__Directions for this task__. Word for word, give the material below again, minus any images.

-------- Dataset --------

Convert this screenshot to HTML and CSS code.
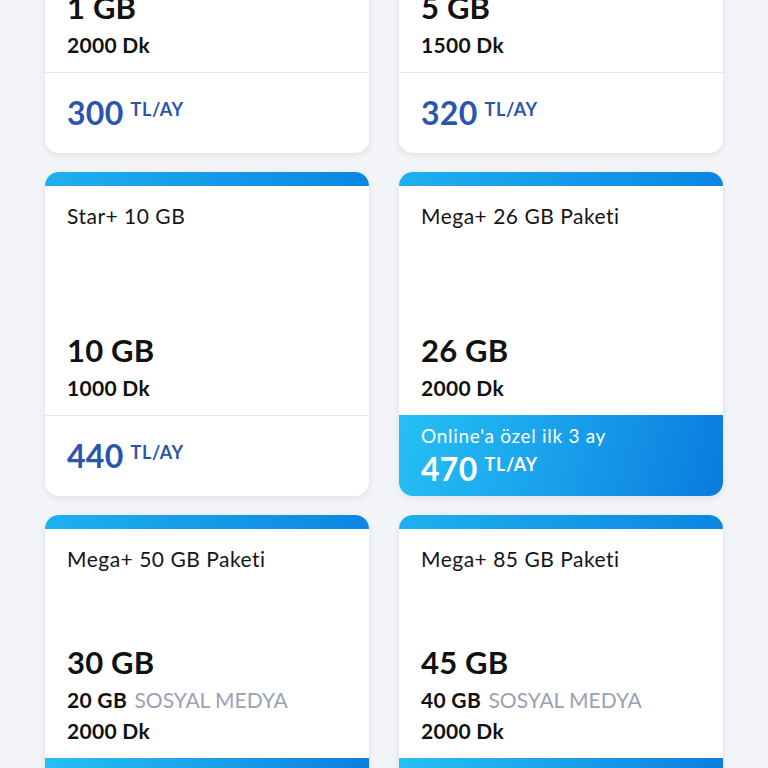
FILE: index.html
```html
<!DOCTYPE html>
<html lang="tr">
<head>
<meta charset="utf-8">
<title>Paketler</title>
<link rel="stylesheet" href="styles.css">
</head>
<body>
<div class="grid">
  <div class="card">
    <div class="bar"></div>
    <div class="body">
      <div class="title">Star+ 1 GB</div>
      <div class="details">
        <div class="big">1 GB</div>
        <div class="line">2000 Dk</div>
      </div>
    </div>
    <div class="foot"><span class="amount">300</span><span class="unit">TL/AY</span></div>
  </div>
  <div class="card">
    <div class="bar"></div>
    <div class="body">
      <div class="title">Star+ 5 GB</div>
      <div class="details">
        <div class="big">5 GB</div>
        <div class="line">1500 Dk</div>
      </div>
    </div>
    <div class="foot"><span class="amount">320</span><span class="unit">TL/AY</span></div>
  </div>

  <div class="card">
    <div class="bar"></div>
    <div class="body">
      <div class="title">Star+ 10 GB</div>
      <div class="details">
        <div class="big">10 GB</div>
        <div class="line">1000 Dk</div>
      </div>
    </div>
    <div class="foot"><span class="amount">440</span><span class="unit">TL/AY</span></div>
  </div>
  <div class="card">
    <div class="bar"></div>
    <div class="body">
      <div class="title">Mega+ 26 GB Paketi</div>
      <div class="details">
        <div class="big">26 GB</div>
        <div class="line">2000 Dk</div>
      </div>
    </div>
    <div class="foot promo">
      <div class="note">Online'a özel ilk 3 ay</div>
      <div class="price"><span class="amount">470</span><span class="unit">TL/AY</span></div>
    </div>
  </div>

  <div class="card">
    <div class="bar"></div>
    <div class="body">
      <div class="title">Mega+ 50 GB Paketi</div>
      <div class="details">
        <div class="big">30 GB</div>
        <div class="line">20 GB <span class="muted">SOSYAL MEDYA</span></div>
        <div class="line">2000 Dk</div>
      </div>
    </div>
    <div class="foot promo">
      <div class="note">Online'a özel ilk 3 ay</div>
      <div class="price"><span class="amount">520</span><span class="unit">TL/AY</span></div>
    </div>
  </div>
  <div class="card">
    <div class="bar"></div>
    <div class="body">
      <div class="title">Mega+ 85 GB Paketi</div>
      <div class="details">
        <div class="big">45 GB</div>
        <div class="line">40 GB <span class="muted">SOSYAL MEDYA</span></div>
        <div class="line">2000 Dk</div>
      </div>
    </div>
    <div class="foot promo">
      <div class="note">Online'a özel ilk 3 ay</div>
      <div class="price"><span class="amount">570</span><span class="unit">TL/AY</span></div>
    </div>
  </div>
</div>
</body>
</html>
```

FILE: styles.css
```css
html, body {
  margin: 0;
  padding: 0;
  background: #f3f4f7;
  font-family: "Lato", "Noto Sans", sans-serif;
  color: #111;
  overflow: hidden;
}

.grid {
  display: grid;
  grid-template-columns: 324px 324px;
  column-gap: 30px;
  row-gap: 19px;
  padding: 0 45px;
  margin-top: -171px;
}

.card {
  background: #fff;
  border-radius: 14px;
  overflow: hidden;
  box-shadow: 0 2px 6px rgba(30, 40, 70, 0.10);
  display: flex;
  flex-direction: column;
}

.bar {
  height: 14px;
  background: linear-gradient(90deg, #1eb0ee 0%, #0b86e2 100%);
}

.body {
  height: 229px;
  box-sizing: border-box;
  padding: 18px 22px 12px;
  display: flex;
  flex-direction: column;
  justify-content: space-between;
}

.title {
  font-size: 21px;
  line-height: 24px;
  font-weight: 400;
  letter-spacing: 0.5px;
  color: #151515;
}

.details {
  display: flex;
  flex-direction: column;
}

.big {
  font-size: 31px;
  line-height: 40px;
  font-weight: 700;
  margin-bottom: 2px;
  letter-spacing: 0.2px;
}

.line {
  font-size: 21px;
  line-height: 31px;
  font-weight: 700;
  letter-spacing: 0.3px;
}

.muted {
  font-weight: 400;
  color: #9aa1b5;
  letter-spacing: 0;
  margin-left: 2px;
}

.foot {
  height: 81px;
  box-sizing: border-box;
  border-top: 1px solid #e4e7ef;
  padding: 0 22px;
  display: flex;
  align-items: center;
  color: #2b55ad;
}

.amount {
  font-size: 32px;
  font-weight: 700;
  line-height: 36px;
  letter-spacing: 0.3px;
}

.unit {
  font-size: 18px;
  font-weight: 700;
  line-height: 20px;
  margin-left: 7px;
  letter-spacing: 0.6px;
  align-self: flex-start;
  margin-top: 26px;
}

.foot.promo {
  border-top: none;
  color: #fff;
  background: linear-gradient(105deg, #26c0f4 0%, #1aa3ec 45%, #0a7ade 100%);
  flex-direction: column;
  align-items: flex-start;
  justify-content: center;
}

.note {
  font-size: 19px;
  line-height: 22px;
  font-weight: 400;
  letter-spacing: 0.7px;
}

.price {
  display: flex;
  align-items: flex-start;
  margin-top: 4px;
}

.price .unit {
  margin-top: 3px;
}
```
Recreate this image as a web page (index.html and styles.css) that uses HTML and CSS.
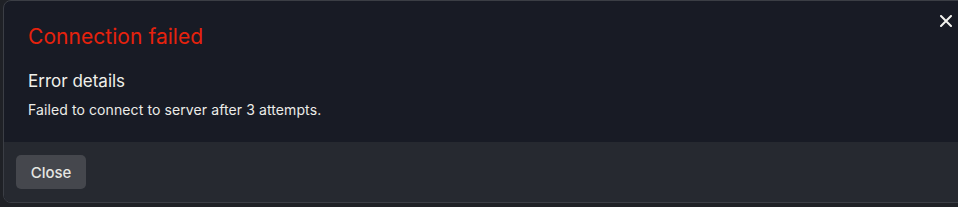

--------

__Exercise result__.
Convert this screenshot to HTML and CSS code.
FILE: index.html
```html
<!DOCTYPE html>
<html lang="tr">
<head>
<meta charset="utf-8">
<title>Paketler</title>
<link rel="stylesheet" href="styles.css">
</head>
<body>
<div class="grid">
  <div class="card">
    <div class="bar"></div>
    <div class="body">
      <div class="title">Star+ 1 GB</div>
      <div class="details">
        <div class="big">1 GB</div>
        <div class="line">2000 Dk</div>
      </div>
    </div>
    <div class="foot"><span class="amount">300</span><span class="unit">TL/AY</span></div>
  </div>
  <div class="card">
    <div class="bar"></div>
    <div class="body">
      <div class="title">Star+ 5 GB</div>
      <div class="details">
        <div class="big">5 GB</div>
        <div class="line">1500 Dk</div>
      </div>
    </div>
    <div class="foot"><span class="amount">320</span><span class="unit">TL/AY</span></div>
  </div>

  <div class="card">
    <div class="bar"></div>
    <div class="body">
      <div class="title">Star+ 10 GB</div>
      <div class="details">
        <div class="big">10 GB</div>
        <div class="line">1000 Dk</div>
      </div>
    </div>
    <div class="foot"><span class="amount">440</span><span class="unit">TL/AY</span></div>
  </div>
  <div class="card">
    <div class="bar"></div>
    <div class="body">
      <div class="title">Mega+ 26 GB Paketi</div>
      <div class="details">
        <div class="big">26 GB</div>
        <div class="line">2000 Dk</div>
      </div>
    </div>
    <div class="foot promo">
      <div class="note">Online'a özel ilk 3 ay</div>
      <div class="price"><span class="amount">470</span><span class="unit">TL/AY</span></div>
    </div>
  </div>

  <div class="card">
    <div class="bar"></div>
    <div class="body">
      <div class="title">Mega+ 50 GB Paketi</div>
      <div class="details">
        <div class="big">30 GB</div>
        <div class="line">20 GB <span class="muted">SOSYAL MEDYA</span></div>
        <div class="line">2000 Dk</div>
      </div>
    </div>
    <div class="foot promo">
      <div class="note">Online'a özel ilk 3 ay</div>
      <div class="price"><span class="amount">520</span><span class="unit">TL/AY</span></div>
    </div>
  </div>
  <div class="card">
    <div class="bar"></div>
    <div class="body">
      <div class="title">Mega+ 85 GB Paketi</div>
      <div class="details">
        <div class="big">45 GB</div>
        <div class="line">40 GB <span class="muted">SOSYAL MEDYA</span></div>
        <div class="line">2000 Dk</div>
      </div>
    </div>
    <div class="foot promo">
      <div class="note">Online'a özel ilk 3 ay</div>
      <div class="price"><span class="amount">570</span><span class="unit">TL/AY</span></div>
    </div>
  </div>
</div>
</body>
</html>
```

FILE: styles.css
```css
html, body {
  margin: 0;
  padding: 0;
  background: #f3f4f7;
  font-family: "Lato", "Noto Sans", sans-serif;
  color: #111;
  overflow: hidden;
}

.grid {
  display: grid;
  grid-template-columns: 324px 324px;
  column-gap: 30px;
  row-gap: 19px;
  padding: 0 45px;
  margin-top: -171px;
}

.card {
  background: #fff;
  border-radius: 14px;
  overflow: hidden;
  box-shadow: 0 2px 6px rgba(30, 40, 70, 0.10);
  display: flex;
  flex-direction: column;
}

.bar {
  height: 14px;
  background: linear-gradient(90deg, #1eb0ee 0%, #0b86e2 100%);
}

.body {
  height: 229px;
  box-sizing: border-box;
  padding: 18px 22px 12px;
  display: flex;
  flex-direction: column;
  justify-content: space-between;
}

.title {
  font-size: 21px;
  line-height: 24px;
  font-weight: 400;
  letter-spacing: 0.5px;
  color: #151515;
}

.details {
  display: flex;
  flex-direction: column;
}

.big {
  font-size: 31px;
  line-height: 40px;
  font-weight: 700;
  margin-bottom: 2px;
  letter-spacing: 0.2px;
}

.line {
  font-size: 21px;
  line-height: 31px;
  font-weight: 700;
  letter-spacing: 0.3px;
}

.muted {
  font-weight: 400;
  color: #9aa1b5;
  letter-spacing: 0;
  margin-left: 2px;
}

.foot {
  height: 81px;
  box-sizing: border-box;
  border-top: 1px solid #e4e7ef;
  padding: 0 22px;
  display: flex;
  align-items: center;
  color: #2b55ad;
}

.amount {
  font-size: 32px;
  font-weight: 700;
  line-height: 36px;
  letter-spacing: 0.3px;
}

.unit {
  font-size: 18px;
  font-weight: 700;
  line-height: 20px;
  margin-left: 7px;
  letter-spacing: 0.6px;
  align-self: flex-start;
  margin-top: 26px;
}

.foot.promo {
  border-top: none;
  color: #fff;
  background: linear-gradient(105deg, #26c0f4 0%, #1aa3ec 45%, #0a7ade 100%);
  flex-direction: column;
  align-items: flex-start;
  justify-content: center;
}

.note {
  font-size: 19px;
  line-height: 22px;
  font-weight: 400;
  letter-spacing: 0.7px;
}

.price {
  display: flex;
  align-items: flex-start;
  margin-top: 4px;
}

.price .unit {
  margin-top: 3px;
}
```
Recreate this image as a web page (index.html and styles.css) that uses HTML and CSS.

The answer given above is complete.